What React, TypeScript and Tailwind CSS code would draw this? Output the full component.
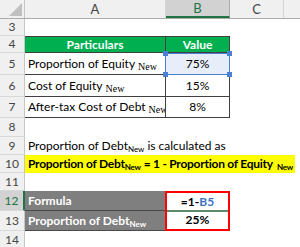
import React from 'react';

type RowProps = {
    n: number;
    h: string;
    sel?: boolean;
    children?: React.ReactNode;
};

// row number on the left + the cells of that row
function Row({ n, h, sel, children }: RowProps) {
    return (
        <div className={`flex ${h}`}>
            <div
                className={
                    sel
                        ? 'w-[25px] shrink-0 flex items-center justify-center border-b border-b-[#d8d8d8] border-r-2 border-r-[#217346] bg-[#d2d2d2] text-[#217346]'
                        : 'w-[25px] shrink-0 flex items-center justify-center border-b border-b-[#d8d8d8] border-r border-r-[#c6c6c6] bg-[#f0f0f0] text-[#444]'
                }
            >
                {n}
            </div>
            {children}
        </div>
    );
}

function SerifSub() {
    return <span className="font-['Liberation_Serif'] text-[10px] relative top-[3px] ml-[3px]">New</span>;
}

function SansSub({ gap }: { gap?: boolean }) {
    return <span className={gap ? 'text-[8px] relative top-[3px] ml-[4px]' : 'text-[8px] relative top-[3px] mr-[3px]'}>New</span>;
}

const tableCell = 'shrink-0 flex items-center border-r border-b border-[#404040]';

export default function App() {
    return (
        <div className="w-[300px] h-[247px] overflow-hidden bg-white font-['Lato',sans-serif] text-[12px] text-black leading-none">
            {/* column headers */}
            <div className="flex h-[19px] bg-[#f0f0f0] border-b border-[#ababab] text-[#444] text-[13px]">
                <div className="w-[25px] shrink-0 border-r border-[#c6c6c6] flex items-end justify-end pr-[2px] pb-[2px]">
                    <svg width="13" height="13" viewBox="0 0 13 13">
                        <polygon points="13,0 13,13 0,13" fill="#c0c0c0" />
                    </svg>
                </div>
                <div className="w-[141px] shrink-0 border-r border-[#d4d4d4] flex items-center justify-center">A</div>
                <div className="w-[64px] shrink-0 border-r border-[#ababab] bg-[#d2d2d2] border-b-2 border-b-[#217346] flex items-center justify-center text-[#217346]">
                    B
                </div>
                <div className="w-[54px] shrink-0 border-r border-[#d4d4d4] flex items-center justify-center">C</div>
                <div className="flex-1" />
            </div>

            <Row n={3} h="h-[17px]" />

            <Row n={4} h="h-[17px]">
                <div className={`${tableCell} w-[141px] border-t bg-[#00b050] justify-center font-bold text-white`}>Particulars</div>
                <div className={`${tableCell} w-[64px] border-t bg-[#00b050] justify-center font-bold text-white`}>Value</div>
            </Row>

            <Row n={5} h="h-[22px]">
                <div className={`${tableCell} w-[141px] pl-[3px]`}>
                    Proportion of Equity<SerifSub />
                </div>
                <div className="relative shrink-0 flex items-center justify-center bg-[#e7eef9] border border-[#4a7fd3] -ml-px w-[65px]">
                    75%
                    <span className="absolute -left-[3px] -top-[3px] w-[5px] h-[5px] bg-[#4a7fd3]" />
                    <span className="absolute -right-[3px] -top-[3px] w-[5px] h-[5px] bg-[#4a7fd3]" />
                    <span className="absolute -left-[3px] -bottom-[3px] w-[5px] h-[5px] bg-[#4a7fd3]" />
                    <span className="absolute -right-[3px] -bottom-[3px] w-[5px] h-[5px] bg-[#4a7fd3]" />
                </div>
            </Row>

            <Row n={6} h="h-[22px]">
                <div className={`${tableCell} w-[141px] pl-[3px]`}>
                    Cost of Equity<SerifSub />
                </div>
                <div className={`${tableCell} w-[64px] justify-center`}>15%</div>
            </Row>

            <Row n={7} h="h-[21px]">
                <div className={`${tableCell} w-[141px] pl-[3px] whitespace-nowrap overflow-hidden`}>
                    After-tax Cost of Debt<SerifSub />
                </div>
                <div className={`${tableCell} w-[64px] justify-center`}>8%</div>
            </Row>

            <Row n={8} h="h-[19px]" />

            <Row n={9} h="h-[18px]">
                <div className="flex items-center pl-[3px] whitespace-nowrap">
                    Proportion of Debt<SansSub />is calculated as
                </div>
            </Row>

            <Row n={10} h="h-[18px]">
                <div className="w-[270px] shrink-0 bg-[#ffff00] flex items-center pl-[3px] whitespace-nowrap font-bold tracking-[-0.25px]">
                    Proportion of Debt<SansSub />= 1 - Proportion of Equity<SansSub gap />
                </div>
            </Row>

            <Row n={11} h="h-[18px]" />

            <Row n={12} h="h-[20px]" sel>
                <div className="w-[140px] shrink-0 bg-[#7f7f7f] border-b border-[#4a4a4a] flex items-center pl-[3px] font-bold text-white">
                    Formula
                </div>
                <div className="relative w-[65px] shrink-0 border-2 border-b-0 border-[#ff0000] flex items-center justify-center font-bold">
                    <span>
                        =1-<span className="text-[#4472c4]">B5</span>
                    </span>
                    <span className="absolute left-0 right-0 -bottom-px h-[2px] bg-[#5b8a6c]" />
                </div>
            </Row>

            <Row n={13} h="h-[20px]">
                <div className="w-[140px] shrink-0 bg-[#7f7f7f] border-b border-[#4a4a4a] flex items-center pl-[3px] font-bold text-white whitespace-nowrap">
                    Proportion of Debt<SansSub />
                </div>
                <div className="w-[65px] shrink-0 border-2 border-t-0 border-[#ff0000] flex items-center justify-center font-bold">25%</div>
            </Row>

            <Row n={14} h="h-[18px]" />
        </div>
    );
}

++++++++++++++++++++

Set every line down exactly as written, leaving each picture out.

▸ **Task solution**:
What React, TypeScript and Tailwind CSS code would draw this? Output the full component.
import React from 'react';

type RowProps = {
    n: number;
    h: string;
    sel?: boolean;
    children?: React.ReactNode;
};

// row number on the left + the cells of that row
function Row({ n, h, sel, children }: RowProps) {
    return (
        <div className={`flex ${h}`}>
            <div
                className={
                    sel
                        ? 'w-[25px] shrink-0 flex items-center justify-center border-b border-b-[#d8d8d8] border-r-2 border-r-[#217346] bg-[#d2d2d2] text-[#217346]'
                        : 'w-[25px] shrink-0 flex items-center justify-center border-b border-b-[#d8d8d8] border-r border-r-[#c6c6c6] bg-[#f0f0f0] text-[#444]'
                }
            >
                {n}
            </div>
            {children}
        </div>
    );
}

function SerifSub() {
    return <span className="font-['Liberation_Serif'] text-[10px] relative top-[3px] ml-[3px]">New</span>;
}

function SansSub({ gap }: { gap?: boolean }) {
    return <span className={gap ? 'text-[8px] relative top-[3px] ml-[4px]' : 'text-[8px] relative top-[3px] mr-[3px]'}>New</span>;
}

const tableCell = 'shrink-0 flex items-center border-r border-b border-[#404040]';

export default function App() {
    return (
        <div className="w-[300px] h-[247px] overflow-hidden bg-white font-['Lato',sans-serif] text-[12px] text-black leading-none">
            {/* column headers */}
            <div className="flex h-[19px] bg-[#f0f0f0] border-b border-[#ababab] text-[#444] text-[13px]">
                <div className="w-[25px] shrink-0 border-r border-[#c6c6c6] flex items-end justify-end pr-[2px] pb-[2px]">
                    <svg width="13" height="13" viewBox="0 0 13 13">
                        <polygon points="13,0 13,13 0,13" fill="#c0c0c0" />
                    </svg>
                </div>
                <div className="w-[141px] shrink-0 border-r border-[#d4d4d4] flex items-center justify-center">A</div>
                <div className="w-[64px] shrink-0 border-r border-[#ababab] bg-[#d2d2d2] border-b-2 border-b-[#217346] flex items-center justify-center text-[#217346]">
                    B
                </div>
                <div className="w-[54px] shrink-0 border-r border-[#d4d4d4] flex items-center justify-center">C</div>
                <div className="flex-1" />
            </div>

            <Row n={3} h="h-[17px]" />

            <Row n={4} h="h-[17px]">
                <div className={`${tableCell} w-[141px] border-t bg-[#00b050] justify-center font-bold text-white`}>Particulars</div>
                <div className={`${tableCell} w-[64px] border-t bg-[#00b050] justify-center font-bold text-white`}>Value</div>
            </Row>

            <Row n={5} h="h-[22px]">
                <div className={`${tableCell} w-[141px] pl-[3px]`}>
                    Proportion of Equity<SerifSub />
                </div>
                <div className="relative shrink-0 flex items-center justify-center bg-[#e7eef9] border border-[#4a7fd3] -ml-px w-[65px]">
                    75%
                    <span className="absolute -left-[3px] -top-[3px] w-[5px] h-[5px] bg-[#4a7fd3]" />
                    <span className="absolute -right-[3px] -top-[3px] w-[5px] h-[5px] bg-[#4a7fd3]" />
                    <span className="absolute -left-[3px] -bottom-[3px] w-[5px] h-[5px] bg-[#4a7fd3]" />
                    <span className="absolute -right-[3px] -bottom-[3px] w-[5px] h-[5px] bg-[#4a7fd3]" />
                </div>
            </Row>

            <Row n={6} h="h-[22px]">
                <div className={`${tableCell} w-[141px] pl-[3px]`}>
                    Cost of Equity<SerifSub />
                </div>
                <div className={`${tableCell} w-[64px] justify-center`}>15%</div>
            </Row>

            <Row n={7} h="h-[21px]">
                <div className={`${tableCell} w-[141px] pl-[3px] whitespace-nowrap overflow-hidden`}>
                    After-tax Cost of Debt<SerifSub />
                </div>
                <div className={`${tableCell} w-[64px] justify-center`}>8%</div>
            </Row>

            <Row n={8} h="h-[19px]" />

            <Row n={9} h="h-[18px]">
                <div className="flex items-center pl-[3px] whitespace-nowrap">
                    Proportion of Debt<SansSub />is calculated as
                </div>
            </Row>

            <Row n={10} h="h-[18px]">
                <div className="w-[270px] shrink-0 bg-[#ffff00] flex items-center pl-[3px] whitespace-nowrap font-bold tracking-[-0.25px]">
                    Proportion of Debt<SansSub />= 1 - Proportion of Equity<SansSub gap />
                </div>
            </Row>

            <Row n={11} h="h-[18px]" />

            <Row n={12} h="h-[20px]" sel>
                <div className="w-[140px] shrink-0 bg-[#7f7f7f] border-b border-[#4a4a4a] flex items-center pl-[3px] font-bold text-white">
                    Formula
                </div>
                <div className="relative w-[65px] shrink-0 border-2 border-b-0 border-[#ff0000] flex items-center justify-center font-bold">
                    <span>
                        =1-<span className="text-[#4472c4]">B5</span>
                    </span>
                    <span className="absolute left-0 right-0 -bottom-px h-[2px] bg-[#5b8a6c]" />
                </div>
            </Row>

            <Row n={13} h="h-[20px]">
                <div className="w-[140px] shrink-0 bg-[#7f7f7f] border-b border-[#4a4a4a] flex items-center pl-[3px] font-bold text-white whitespace-nowrap">
                    Proportion of Debt<SansSub />
                </div>
                <div className="w-[65px] shrink-0 border-2 border-t-0 border-[#ff0000] flex items-center justify-center font-bold">25%</div>
            </Row>

            <Row n={14} h="h-[18px]" />
        </div>
    );
}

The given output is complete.